After the peace of China and the lack of nightlife, our reaction to Tokyo was like being let into a sweet shop after a long wait. We charged down to the nightclubs in Roppongi. One of the group had been recommended a place called Studio 1. It was a mistake. The DJ played record after record by Earth, Wind and Fire. By 2 am I was ready for the next club, but several bouncers barred our exit. It looked like we were in trouble and might escape with our lives if we bought several bottles of excessively overpriced champagne. But they smiled and said Japanese law forbid anyone to leave between 1 am and 4 am.

Two hours of Boogie Wonderland, September and Let's Groove stretched the patience a little.

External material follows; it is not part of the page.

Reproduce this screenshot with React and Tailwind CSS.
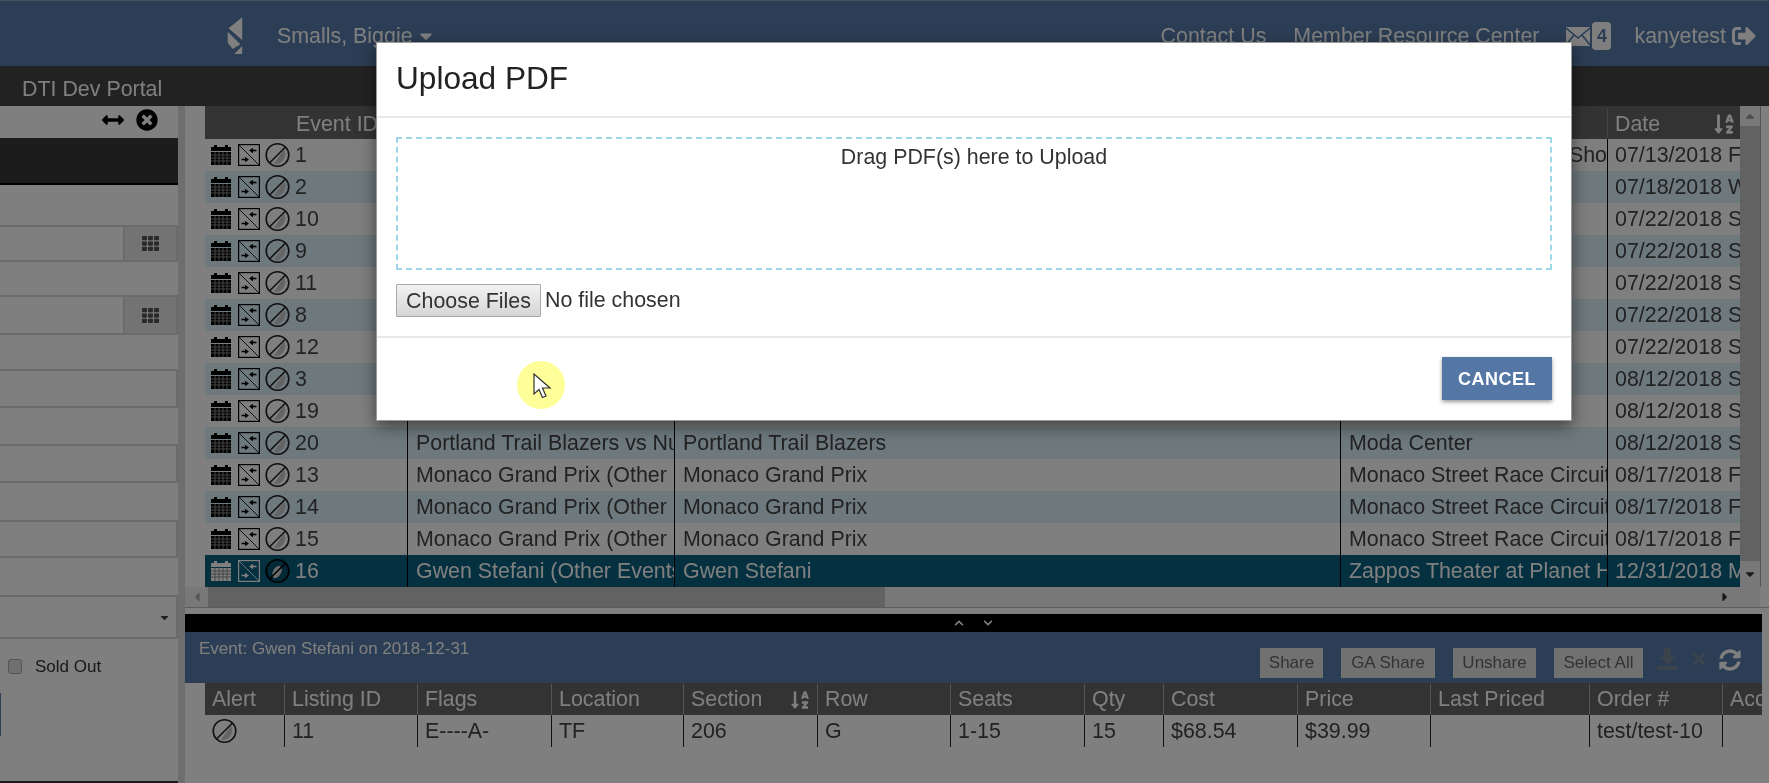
import React from "react";
import { FaSortAlphaDown, FaSignOutAlt, FaTh, FaTimes, FaSyncAlt, FaCaretDown, FaChevronUp, FaChevronDown, FaCaretUp, FaCaretLeft, FaCaretRight, FaTimesCircle, FaArrowsAltH } from "react-icons/fa";

const rows = [
    { id: "1", venue: "Sho", date: "07/13/2018 Fri", right: true },
    { id: "2", date: "07/18/2018 Wed" },
    { id: "10", date: "07/22/2018 Sun" },
    { id: "9", date: "07/22/2018 Sun" },
    { id: "11", date: "07/22/2018 Sun" },
    { id: "8", date: "07/22/2018 Sun" },
    { id: "12", date: "07/22/2018 Sun" },
    { id: "3", date: "08/12/2018 Sun" },
    { id: "19", date: "08/12/2018 Sun" },
    { id: "20", name: "Portland Trail Blazers vs Nuggets", performer: "Portland Trail Blazers", venue: "Moda Center", date: "08/12/2018 Sun" },
    { id: "13", name: "Monaco Grand Prix (Other Events)", performer: "Monaco Grand Prix", venue: "Monaco Street Race Circuit", date: "08/17/2018 Fri" },
    { id: "14", name: "Monaco Grand Prix (Other Events)", performer: "Monaco Grand Prix", venue: "Monaco Street Race Circuit", date: "08/17/2018 Fri" },
    { id: "15", name: "Monaco Grand Prix (Other Events)", performer: "Monaco Grand Prix", venue: "Monaco Street Race Circuit", date: "08/17/2018 Fri" },
    { id: "16", name: "Gwen Stefani (Other Events)", performer: "Gwen Stefani", venue: "Zappos Theater at Planet Hollywood", date: "12/31/2018 Mon", selected: true },
];

const listing = [
    ["Alert", ""],
    ["Listing ID", "11"],
    ["Flags", "E----A-"],
    ["Location", "TF"],
    ["Section", "206"],
    ["Row", "G"],
    ["Seats", "1-15"],
    ["Qty", "15"],
    ["Cost", "$68.54"],
    ["Price", "$39.99"],
    ["Last Priced", ""],
    ["Order #", "test/test-10"],
    ["Acct", ""],
];

const CalendarIcon = () => (
    <svg width="20" height="22" viewBox="0 0 20 22" className="shrink-0">
        <rect x="3" y="1" width="3" height="3" fill="currentColor" />
        <rect x="14" y="1" width="3" height="3" fill="currentColor" />
        <rect x="0" y="3" width="20" height="4" fill="currentColor" />
        <rect x="0" y="8" width="20" height="13" fill="currentColor" />
        <path d="M0 11h20M0 14h20M0 17h20M4 8v13M8 8v13M12 8v13M16 8v13" stroke="#8a8a8a" strokeWidth="1" />
    </svg>
);

const TransferIcon = () => (
    <svg width="22" height="22" viewBox="0 0 22 22" className="shrink-0" fill="none">
        <rect x="0.6" y="0.6" width="20.8" height="20.8" stroke="currentColor" strokeWidth="1.2" />
        <path d="M1 1l20 20" stroke="currentColor" strokeWidth="0.9" />
        <path d="M18.5 6.5h-4" stroke="currentColor" strokeWidth="1.6" />
        <path d="M15 3.8v5.4l-4-2.7z" fill="currentColor" />
        <path d="M3.5 15.5h4" stroke="currentColor" strokeWidth="1.6" />
        <path d="M7 12.8v5.4l4-2.7z" fill="currentColor" />
    </svg>
);

const BanIcon = ({ selected }) => (
    <svg width="25" height="26" viewBox="0 0 25 26" className="shrink-0" fill="none">
        <circle cx="12.5" cy="13" r="11.3" stroke={selected ? "#000" : "#222"} strokeWidth="1.6" fill={selected ? "#07506a" : "none"} />
        {selected && <ellipse cx="12" cy="14" rx="4" ry="6.5" fill="#d8d8d8" transform="rotate(30 12 14)" />}
        {!selected && <path d="M19 7.5A10 10 0 0 1 9 22z" fill="#c8c8c8" />}
        <path d="M20.5 5L4.5 21" stroke={selected ? "#000" : "#222"} strokeWidth="1.6" />
    </svg>
);

const SidebarInput = ({ className, addon, children }) => (
    <div className={`flex border-y-2 border-r-2 border-[#d6d6d6] ${className}`}>
        <div className="flex-1 flex items-center justify-end pr-[5px]">{children}</div>
        {addon && (
            <div className="w-[53px] flex items-center justify-center bg-[#e6e6e6] border-l-2 border-[#d6d6d6]">
                <FaTh className="text-[#555] text-[17px]" />
            </div>
        )}
    </div>
);

function Sidebar() {
    return (
        <div className="w-[178px] shrink-0 flex flex-col border-b-2 border-[#333]">
            <div className="h-[32px] flex items-center justify-end gap-[12px] pr-[20px] pb-[5px] text-black">
                <FaArrowsAltH className="text-[22px]" />
                <FaTimesCircle className="text-[22px]" />
            </div>
            <div className="h-[47px] bg-[#383838] border-b-2 border-black" />
            <SidebarInput className="mt-[40px] h-[37px]" addon />
            <SidebarInput className="mt-[33px] h-[40px]" addon />
            <SidebarInput className="mt-[34px] h-[39px]" />
            <SidebarInput className="mt-[36px] h-[39px]" />
            <SidebarInput className="mt-[37px] h-[38px]" />
            <SidebarInput className="mt-[37px] h-[44px]">
                <FaCaretDown className="text-[#444] text-[13px]" />
            </SidebarInput>
            <div className="mt-[20px] h-[15px] flex items-center gap-[13px] pl-[8px]">
                <div className="w-[14px] h-[15px] rounded-[3px] border border-[#aaa] bg-[#e0e0e0]" />
                <span className="text-[17px] text-[#333]">Sold Out</span>
            </div>
            <div className="mt-[19px] w-px h-[43px] bg-[#587caa]" />
        </div>
    );
}

function EventTable() {
    return (
        <div className="h-[508px] flex flex-col">
            <div className="flex pl-[20px]">
                <div className="w-[1535px] text-[21.4px]">
                    <div className="h-[33px] pt-[2px] grid grid-cols-[203px_267px_666px_267px_132px] bg-[#666] text-white">
                        <div className="pl-[91px] flex items-center">Event ID</div>
                        <div />
                        <div />
                        <div className="border-r border-[#888]" />
                        <div className="pl-[7px] pr-[5px] flex items-center justify-between">
                            <span>Date</span>
                            <FaSortAlphaDown className="text-[22px]" />
                        </div>
                    </div>
                    {rows.map((row, i) => (
                        <div
                            key={row.id}
                            className={`h-[32px] grid grid-cols-[203px_267px_666px_267px_132px] leading-[32px] whitespace-nowrap ${
                                row.selected ? "bg-[#086080] text-white" : i % 2 === 1 ? "bg-[#dbf2fa] text-[#444]" : "bg-white text-[#444]"
                            }`}
                        >
                            <div className={`flex items-center pl-[6px] border-r border-black ${row.selected ? "text-white" : "text-black"}`}>
                                <CalendarIcon />
                                <div className="w-[7px]" />
                                <TransferIcon />
                                <div className="w-[5px]" />
                                <BanIcon selected={row.selected} />
                                <span className={`ml-[5px] ${row.selected ? "text-white" : "text-[#444]"}`}>{row.id}</span>
                            </div>
                            <div className="pl-[8px] overflow-hidden border-r border-black">{row.name}</div>
                            <div className="pl-[8px] overflow-hidden border-r border-black">{row.performer}</div>
                            <div className={`pl-[8px] overflow-hidden border-r border-black ${row.right ? "text-right" : ""}`}>{row.venue}</div>
                            <div className="pl-[7px] overflow-hidden">{row.date}</div>
                        </div>
                    ))}
                </div>
                <div className="w-[20px] flex flex-col items-center bg-[#f1f1f1] text-[#999]">
                    <div className="h-[20px] flex items-center"><FaCaretUp className="text-[14px]" /></div>
                    <div className="w-full h-[435px] bg-[#c4c4c4]" />
                    <div className="flex-1 flex items-center text-[#333]"><FaCaretDown className="text-[14px]" /></div>
                </div>
                <div className="flex-1 border-l border-[#aaa]" />
            </div>
            <div className="h-[20px] w-[1575px] flex items-center bg-[#f1f1f1]">
                <div className="w-[23px] flex justify-center text-[#aaa]"><FaCaretLeft className="text-[14px]" /></div>
                <div className="w-[677px] h-full bg-[#c4c4c4]" />
                <div className="flex-1 flex justify-end pr-[28px] text-[#333]"><FaCaretRight className="text-[14px]" /></div>
            </div>
            <div className="flex-1 border-t border-[#bbb]" />
        </div>
    );
}

function ListingPanel() {
    return (
        <div className="w-[1577px]">
            <div className="h-[18px] bg-black flex items-center justify-center gap-[19px] text-white text-[10px]">
                <FaChevronUp />
                <FaChevronDown />
            </div>
            <div className="h-[51px] bg-[#587caa] flex justify-between pl-[14px] pr-[21px] text-[17px]">
                <div className="text-white pt-[4px]">Event: Gwen Stefani on 2018-12-31</div>
                <div className="flex items-start pt-[16px]">
                    <button className="w-[63px] h-[30px] bg-[#e2e2e2] text-[#666]">Share</button>
                    <button className="ml-[18px] w-[94px] h-[30px] bg-[#e2e2e2] text-[#666]">GA Share</button>
                    <button className="ml-[18px] w-[83px] h-[30px] bg-[#e2e2e2] text-[#666]">Unshare</button>
                    <button className="ml-[18px] w-[89px] h-[30px] bg-[#e2e2e2] text-[#666]">Select All</button>
                    <svg width="21" height="22" viewBox="0 0 21 22" className="ml-[14px] text-[#778899]" fill="currentColor">
                        <path d="M7 0h7v9h5l-8.5 8L2 9h5z" />
                        <rect y="18" width="21" height="4" />
                    </svg>
                    <FaTimes className="ml-[12px] mt-[2px] w-[18px] h-[18px] text-[#778899]" />
                    <FaSyncAlt className="ml-[11px] w-[22px] h-[24px] text-white" />
                </div>
            </div>
            <div className="pl-[20px] text-[21.4px]">
                <div className="h-[32px] pt-[1px] grid grid-cols-[80px_133px_134px_132px_134px_133px_134px_79px_134px_133px_159px_133px_39px] bg-[#666] text-white overflow-hidden whitespace-nowrap">
                    {listing.map(([title]) => (
                        <div key={title} className="flex items-center justify-between pl-[7px] pr-[7px] border-r border-[#aaa] last:border-r-0 overflow-hidden">
                            <span>{title}</span>
                            {title === "Section" && <FaSortAlphaDown className="text-[20px] shrink-0" />}
                        </div>
                    ))}
                </div>
                <div className="h-[32px] grid grid-cols-[80px_133px_134px_132px_134px_133px_134px_79px_134px_133px_159px_133px_39px] text-[#444] leading-[32px]">
                    {listing.map(([title, value]) => (
                        <div key={title} className="pl-[7px] border-r border-[#222] last:border-r-0">
                            {title === "Alert" ? <div className="pt-[3px] text-black"><BanIcon /></div> : value}
                        </div>
                    ))}
                </div>
            </div>
        </div>
    );
}

function UploadModal() {
    return (
        <div className="absolute left-[376px] top-[42px] w-[1196px] bg-white text-[#333] border border-[#999] shadow-[0_5px_15px_rgba(0,0,0,0.5)]">
            <div className="h-[75px] flex items-center px-[19px] pb-[1px] border-b-2 border-[#e8e8e8]">
                <h4 className="text-[31.6px] text-[#222]">Upload PDF</h4>
            </div>
            <div className="px-[19px] pt-[19px] pb-[19px] border-b-2 border-[#e8e8e8]">
                <div className="h-[133px] border-2 border-dashed border-[#9cd8e8] text-center text-[21.4px] pt-[2px]">
                    Drag PDF(s) here to Upload
                </div>
                <div className="mt-[14px] flex items-center text-[21.4px]">
                    <button className="w-[145px] h-[33px] border border-[#a9a9a9] rounded-[1px] bg-gradient-to-b from-[#f2f2f2] to-[#d6d6d6]">Choose Files</button>
                    <span className="ml-[4px]">No file chosen</span>
                </div>
            </div>
            <div className="flex justify-end px-[19px] pt-[19px] pb-[20px]">
                <button className="w-[110px] h-[43px] pt-[1px] bg-[#5577a6] text-white font-bold text-[18px] tracking-[0.5px] shadow-[0_2px_4px_rgba(0,0,0,0.4)]">CANCEL</button>
            </div>
        </div>
    );
}

export default function App() {
    return (
        <div className="relative w-[1769px] h-[783px] overflow-hidden bg-white blur-[0.4px] font-['Liberation_Sans',Arial,sans-serif]">
            <div className="h-[66px] flex items-center pt-[5px] bg-[#587caa] border-t border-[#8fa6c0] text-white text-[21.4px]">
                <svg width="16" height="38" viewBox="0 0 16 38" className="ml-[227px]" fill="#fff">
                    <polygon points="15.2,0.3 15.2,23 1.5,11.3" />
                    <polygon points="0.7,14.7 13.3,27.3 5.7,32 0.7,25.7" />
                    <polygon points="15.2,29 15.2,37 7.2,37" />
                </svg>
                <span className="ml-[34px]">Smalls, Biggie</span>
                <FaCaretDown className="ml-[3px] text-[20px]" />
                <span className="ml-auto">Contact Us</span>
                <span className="ml-[27px]">Member Resource Center</span>
                <svg width="24" height="19" viewBox="0 0 24 19" className="ml-[27px]">
                    <rect width="24" height="19" fill="#fff" />
                    <path d="M0 1l12 10L24 1M0 18l8-10M24 18l-8-10" stroke="#587caa" strokeWidth="1.6" fill="none" />
                </svg>
                <span className="ml-[2px] w-[19px] h-[28px] rounded-[4px] bg-white text-[#587caa] font-bold text-[18px] flex items-center justify-center">4</span>
                <span className="ml-[23px]">kanyetest</span>
                <FaSignOutAlt className="ml-[6px] mr-[13px] text-[24px]" />
            </div>
            <div className="h-[40px] flex items-center pl-[22px] pt-[6px] bg-[#444] text-white text-[21.4px]">DTI Dev Portal</div>
            <div className="flex h-[677px]">
                <Sidebar />
                <div className="w-[7px] bg-[#dcdcdc] shrink-0" />
                <div className="flex-1 min-w-0">
                    <EventTable />
                    <ListingPanel />
                </div>
            </div>

            {/* modal backdrop */}
            <div className="absolute inset-0 bg-black/50" />
            <UploadModal />

            {/* recorded mouse pointer */}
            <div className="absolute left-[517px] top-[361px] w-[48px] h-[48px] rounded-full bg-[#ffff99]" />
            <svg className="absolute left-[533px] top-[373px]" width="19" height="26" viewBox="0 0 19 26">
                <path d="M1 1v20l5-4.5 3.5 8 3.5-1.5-3.5-8H17z" fill="#fff" stroke="#333" strokeWidth="1.2" />
            </svg>
        </div>
    );
}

Toad had got worse in Tokyo. Some of the group had had enough of him and played a mean trick on him. They rang up several Escort companies and requested a girl be sent at a specific time to his hotel room. A succession of pretty Japanese girls were seen walking up the hotel corridor and knocking on his door.

The next morning at breakfast in the hotel dining room, Toad was unusually bright and breezy. He never said a word but he was the most contented we had seen him on the trip. Perhaps it was just the joyous realisation that there was only another day to have to put up with this rabble. Perhaps not. He has kept us guessing to this day.

The people who organised the prank were surprised. We were all surprised. We all thought he was gay.


Monday 16 July 2012

Slow Bloke To China: 55 Days At Peking? No - Only 5

It did not take long for the battleaxe stewardess to pipe up when the plane landed at Peking Airport.

'No look. No see,' she yelled as she pulled the blind down. There was plenty to see as we taxied around the apron towards the terminal building. There weren't many passenger planes, but the whole of the Chinese Air Force seemed to be parked on the concrete. Row upon row of Chengdu Jian-7's, the Chinese copy of the Russian MiG 21 stood near the terminal building. The Kodak Instamatic excelled itself and I managed to take a sneaky photo. For a flash I felt like a Philby, Burgess or Maclean, before reality kicked in and my spying activities would have been viewed on a par with Mr Bean.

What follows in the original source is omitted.